» The exercise
What follows is a block of records; reproduce all of it verbatim.
┌─ Material supplied
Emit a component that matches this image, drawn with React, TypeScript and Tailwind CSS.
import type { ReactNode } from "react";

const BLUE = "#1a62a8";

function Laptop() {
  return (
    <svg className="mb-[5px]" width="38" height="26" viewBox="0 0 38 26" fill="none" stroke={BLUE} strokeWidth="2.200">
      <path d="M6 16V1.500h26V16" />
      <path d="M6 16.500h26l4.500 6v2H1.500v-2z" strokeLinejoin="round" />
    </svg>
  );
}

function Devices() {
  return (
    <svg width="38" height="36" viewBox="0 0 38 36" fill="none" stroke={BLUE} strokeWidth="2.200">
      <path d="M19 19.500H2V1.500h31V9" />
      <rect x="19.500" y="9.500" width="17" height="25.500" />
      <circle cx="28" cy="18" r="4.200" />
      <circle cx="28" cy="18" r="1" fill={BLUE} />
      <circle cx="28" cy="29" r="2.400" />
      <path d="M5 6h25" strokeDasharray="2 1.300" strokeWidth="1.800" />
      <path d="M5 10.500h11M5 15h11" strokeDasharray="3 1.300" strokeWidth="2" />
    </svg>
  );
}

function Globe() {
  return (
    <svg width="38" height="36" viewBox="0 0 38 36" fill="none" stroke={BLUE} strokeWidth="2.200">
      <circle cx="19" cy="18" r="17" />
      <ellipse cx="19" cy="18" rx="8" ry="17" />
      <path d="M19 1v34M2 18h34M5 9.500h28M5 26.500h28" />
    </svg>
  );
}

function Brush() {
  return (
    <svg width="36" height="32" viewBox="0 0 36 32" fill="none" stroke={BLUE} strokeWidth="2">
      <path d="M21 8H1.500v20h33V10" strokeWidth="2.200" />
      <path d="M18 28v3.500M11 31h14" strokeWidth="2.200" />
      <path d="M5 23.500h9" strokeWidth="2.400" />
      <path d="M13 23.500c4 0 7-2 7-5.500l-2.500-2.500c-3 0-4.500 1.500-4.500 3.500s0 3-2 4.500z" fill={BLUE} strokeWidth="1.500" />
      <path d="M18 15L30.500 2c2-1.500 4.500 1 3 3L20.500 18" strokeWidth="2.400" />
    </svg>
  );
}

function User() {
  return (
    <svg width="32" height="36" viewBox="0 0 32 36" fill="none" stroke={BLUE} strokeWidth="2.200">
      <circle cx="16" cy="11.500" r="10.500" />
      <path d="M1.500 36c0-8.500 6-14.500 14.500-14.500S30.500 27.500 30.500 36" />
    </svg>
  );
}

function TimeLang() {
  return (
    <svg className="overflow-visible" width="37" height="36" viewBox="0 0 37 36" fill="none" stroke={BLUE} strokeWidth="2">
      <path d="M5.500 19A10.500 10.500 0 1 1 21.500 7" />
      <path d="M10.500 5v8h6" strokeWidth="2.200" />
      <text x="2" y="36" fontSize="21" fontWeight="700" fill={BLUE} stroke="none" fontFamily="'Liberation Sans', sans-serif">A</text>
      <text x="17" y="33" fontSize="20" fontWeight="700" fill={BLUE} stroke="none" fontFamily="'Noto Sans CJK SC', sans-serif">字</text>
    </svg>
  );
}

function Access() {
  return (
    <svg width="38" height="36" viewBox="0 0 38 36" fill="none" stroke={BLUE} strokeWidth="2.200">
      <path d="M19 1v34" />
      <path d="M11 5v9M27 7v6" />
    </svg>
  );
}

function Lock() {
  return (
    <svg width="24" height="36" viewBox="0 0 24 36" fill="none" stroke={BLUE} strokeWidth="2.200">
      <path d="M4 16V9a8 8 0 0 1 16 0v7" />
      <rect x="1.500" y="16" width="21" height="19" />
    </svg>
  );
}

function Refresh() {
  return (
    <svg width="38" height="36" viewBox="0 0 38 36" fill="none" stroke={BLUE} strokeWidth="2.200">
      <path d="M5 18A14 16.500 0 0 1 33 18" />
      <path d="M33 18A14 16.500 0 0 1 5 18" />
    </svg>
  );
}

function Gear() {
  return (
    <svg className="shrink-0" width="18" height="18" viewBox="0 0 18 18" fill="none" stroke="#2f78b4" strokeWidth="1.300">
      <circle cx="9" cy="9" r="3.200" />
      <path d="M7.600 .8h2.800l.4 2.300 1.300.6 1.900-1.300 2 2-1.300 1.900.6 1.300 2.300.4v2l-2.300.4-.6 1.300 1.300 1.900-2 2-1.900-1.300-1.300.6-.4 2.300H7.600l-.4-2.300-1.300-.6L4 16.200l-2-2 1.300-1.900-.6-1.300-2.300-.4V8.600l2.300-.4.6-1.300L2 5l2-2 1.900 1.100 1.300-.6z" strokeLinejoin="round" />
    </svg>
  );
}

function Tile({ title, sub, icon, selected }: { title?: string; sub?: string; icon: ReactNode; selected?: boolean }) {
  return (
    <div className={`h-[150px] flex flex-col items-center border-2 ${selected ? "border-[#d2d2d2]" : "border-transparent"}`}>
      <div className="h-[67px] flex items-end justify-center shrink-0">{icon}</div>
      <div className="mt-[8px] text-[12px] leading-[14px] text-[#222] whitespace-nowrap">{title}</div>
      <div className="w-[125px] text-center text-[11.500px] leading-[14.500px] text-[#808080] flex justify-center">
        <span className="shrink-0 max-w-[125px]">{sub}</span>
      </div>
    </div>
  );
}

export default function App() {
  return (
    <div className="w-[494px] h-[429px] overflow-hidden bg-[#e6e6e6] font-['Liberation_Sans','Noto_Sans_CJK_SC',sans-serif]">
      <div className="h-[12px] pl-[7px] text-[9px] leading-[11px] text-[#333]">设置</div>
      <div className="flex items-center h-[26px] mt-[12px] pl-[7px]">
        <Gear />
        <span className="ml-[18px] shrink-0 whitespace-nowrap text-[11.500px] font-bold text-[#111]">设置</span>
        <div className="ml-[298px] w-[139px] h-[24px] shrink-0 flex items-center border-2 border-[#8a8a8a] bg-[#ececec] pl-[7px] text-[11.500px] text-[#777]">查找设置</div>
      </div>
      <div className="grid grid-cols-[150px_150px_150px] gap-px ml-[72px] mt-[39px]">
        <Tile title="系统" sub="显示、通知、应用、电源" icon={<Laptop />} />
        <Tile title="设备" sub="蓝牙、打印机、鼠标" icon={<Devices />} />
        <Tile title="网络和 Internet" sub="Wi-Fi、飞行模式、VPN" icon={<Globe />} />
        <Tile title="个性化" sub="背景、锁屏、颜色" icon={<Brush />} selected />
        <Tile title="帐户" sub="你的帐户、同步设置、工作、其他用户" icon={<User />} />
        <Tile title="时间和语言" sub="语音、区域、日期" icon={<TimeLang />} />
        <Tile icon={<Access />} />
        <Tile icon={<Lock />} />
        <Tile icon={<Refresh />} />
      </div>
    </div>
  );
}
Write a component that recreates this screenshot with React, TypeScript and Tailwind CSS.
└─
» Written solution
Emit a component that matches this image, drawn with React, TypeScript and Tailwind CSS.
import type { ReactNode } from "react";

const BLUE = "#1a62a8";

function Laptop() {
  return (
    <svg className="mb-[5px]" width="38" height="26" viewBox="0 0 38 26" fill="none" stroke={BLUE} strokeWidth="2.200">
      <path d="M6 16V1.500h26V16" />
      <path d="M6 16.500h26l4.500 6v2H1.500v-2z" strokeLinejoin="round" />
    </svg>
  );
}

function Devices() {
  return (
    <svg width="38" height="36" viewBox="0 0 38 36" fill="none" stroke={BLUE} strokeWidth="2.200">
      <path d="M19 19.500H2V1.500h31V9" />
      <rect x="19.500" y="9.500" width="17" height="25.500" />
      <circle cx="28" cy="18" r="4.200" />
      <circle cx="28" cy="18" r="1" fill={BLUE} />
      <circle cx="28" cy="29" r="2.400" />
      <path d="M5 6h25" strokeDasharray="2 1.300" strokeWidth="1.800" />
      <path d="M5 10.500h11M5 15h11" strokeDasharray="3 1.300" strokeWidth="2" />
    </svg>
  );
}

function Globe() {
  return (
    <svg width="38" height="36" viewBox="0 0 38 36" fill="none" stroke={BLUE} strokeWidth="2.200">
      <circle cx="19" cy="18" r="17" />
      <ellipse cx="19" cy="18" rx="8" ry="17" />
      <path d="M19 1v34M2 18h34M5 9.500h28M5 26.500h28" />
    </svg>
  );
}

function Brush() {
  return (
    <svg width="36" height="32" viewBox="0 0 36 32" fill="none" stroke={BLUE} strokeWidth="2">
      <path d="M21 8H1.500v20h33V10" strokeWidth="2.200" />
      <path d="M18 28v3.500M11 31h14" strokeWidth="2.200" />
      <path d="M5 23.500h9" strokeWidth="2.400" />
      <path d="M13 23.500c4 0 7-2 7-5.500l-2.500-2.500c-3 0-4.500 1.500-4.500 3.500s0 3-2 4.500z" fill={BLUE} strokeWidth="1.500" />
      <path d="M18 15L30.500 2c2-1.500 4.500 1 3 3L20.500 18" strokeWidth="2.400" />
    </svg>
  );
}

function User() {
  return (
    <svg width="32" height="36" viewBox="0 0 32 36" fill="none" stroke={BLUE} strokeWidth="2.200">
      <circle cx="16" cy="11.500" r="10.500" />
      <path d="M1.500 36c0-8.500 6-14.500 14.500-14.500S30.500 27.500 30.500 36" />
    </svg>
  );
}

function TimeLang() {
  return (
    <svg className="overflow-visible" width="37" height="36" viewBox="0 0 37 36" fill="none" stroke={BLUE} strokeWidth="2">
      <path d="M5.500 19A10.500 10.500 0 1 1 21.500 7" />
      <path d="M10.500 5v8h6" strokeWidth="2.200" />
      <text x="2" y="36" fontSize="21" fontWeight="700" fill={BLUE} stroke="none" fontFamily="'Liberation Sans', sans-serif">A</text>
      <text x="17" y="33" fontSize="20" fontWeight="700" fill={BLUE} stroke="none" fontFamily="'Noto Sans CJK SC', sans-serif">字</text>
    </svg>
  );
}

function Access() {
  return (
    <svg width="38" height="36" viewBox="0 0 38 36" fill="none" stroke={BLUE} strokeWidth="2.200">
      <path d="M19 1v34" />
      <path d="M11 5v9M27 7v6" />
    </svg>
  );
}

function Lock() {
  return (
    <svg width="24" height="36" viewBox="0 0 24 36" fill="none" stroke={BLUE} strokeWidth="2.200">
      <path d="M4 16V9a8 8 0 0 1 16 0v7" />
      <rect x="1.500" y="16" width="21" height="19" />
    </svg>
  );
}

function Refresh() {
  return (
    <svg width="38" height="36" viewBox="0 0 38 36" fill="none" stroke={BLUE} strokeWidth="2.200">
      <path d="M5 18A14 16.500 0 0 1 33 18" />
      <path d="M33 18A14 16.500 0 0 1 5 18" />
    </svg>
  );
}

function Gear() {
  return (
    <svg className="shrink-0" width="18" height="18" viewBox="0 0 18 18" fill="none" stroke="#2f78b4" strokeWidth="1.300">
      <circle cx="9" cy="9" r="3.200" />
      <path d="M7.600 .8h2.800l.4 2.300 1.300.6 1.900-1.300 2 2-1.300 1.900.6 1.300 2.300.4v2l-2.300.4-.6 1.300 1.300 1.900-2 2-1.900-1.300-1.300.6-.4 2.300H7.600l-.4-2.300-1.300-.6L4 16.200l-2-2 1.300-1.900-.6-1.300-2.300-.4V8.600l2.300-.4.6-1.300L2 5l2-2 1.900 1.100 1.300-.6z" strokeLinejoin="round" />
    </svg>
  );
}

function Tile({ title, sub, icon, selected }: { title?: string; sub?: string; icon: ReactNode; selected?: boolean }) {
  return (
    <div className={`h-[150px] flex flex-col items-center border-2 ${selected ? "border-[#d2d2d2]" : "border-transparent"}`}>
      <div className="h-[67px] flex items-end justify-center shrink-0">{icon}</div>
      <div className="mt-[8px] text-[12px] leading-[14px] text-[#222] whitespace-nowrap">{title}</div>
      <div className="w-[125px] text-center text-[11.500px] leading-[14.500px] text-[#808080] flex justify-center">
        <span className="shrink-0 max-w-[125px]">{sub}</span>
      </div>
    </div>
  );
}

export default function App() {
  return (
    <div className="w-[494px] h-[429px] overflow-hidden bg-[#e6e6e6] font-['Liberation_Sans','Noto_Sans_CJK_SC',sans-serif]">
      <div className="h-[12px] pl-[7px] text-[9px] leading-[11px] text-[#333]">设置</div>
      <div className="flex items-center h-[26px] mt-[12px] pl-[7px]">
        <Gear />
        <span className="ml-[18px] shrink-0 whitespace-nowrap text-[11.500px] font-bold text-[#111]">设置</span>
        <div className="ml-[298px] w-[139px] h-[24px] shrink-0 flex items-center border-2 border-[#8a8a8a] bg-[#ececec] pl-[7px] text-[11.500px] text-[#777]">查找设置</div>
      </div>
      <div className="grid grid-cols-[150px_150px_150px] gap-px ml-[72px] mt-[39px]">
        <Tile title="系统" sub="显示、通知、应用、电源" icon={<Laptop />} />
        <Tile title="设备" sub="蓝牙、打印机、鼠标" icon={<Devices />} />
        <Tile title="网络和 Internet" sub="Wi-Fi、飞行模式、VPN" icon={<Globe />} />
        <Tile title="个性化" sub="背景、锁屏、颜色" icon={<Brush />} selected />
        <Tile title="帐户" sub="你的帐户、同步设置、工作、其他用户" icon={<User />} />
        <Tile title="时间和语言" sub="语音、区域、日期" icon={<TimeLang />} />
        <Tile icon={<Access />} />
        <Tile icon={<Lock />} />
        <Tile icon={<Refresh />} />
      </div>
    </div>
  );
}
Write a component that recreates this screenshot with React, TypeScript and Tailwind CSS.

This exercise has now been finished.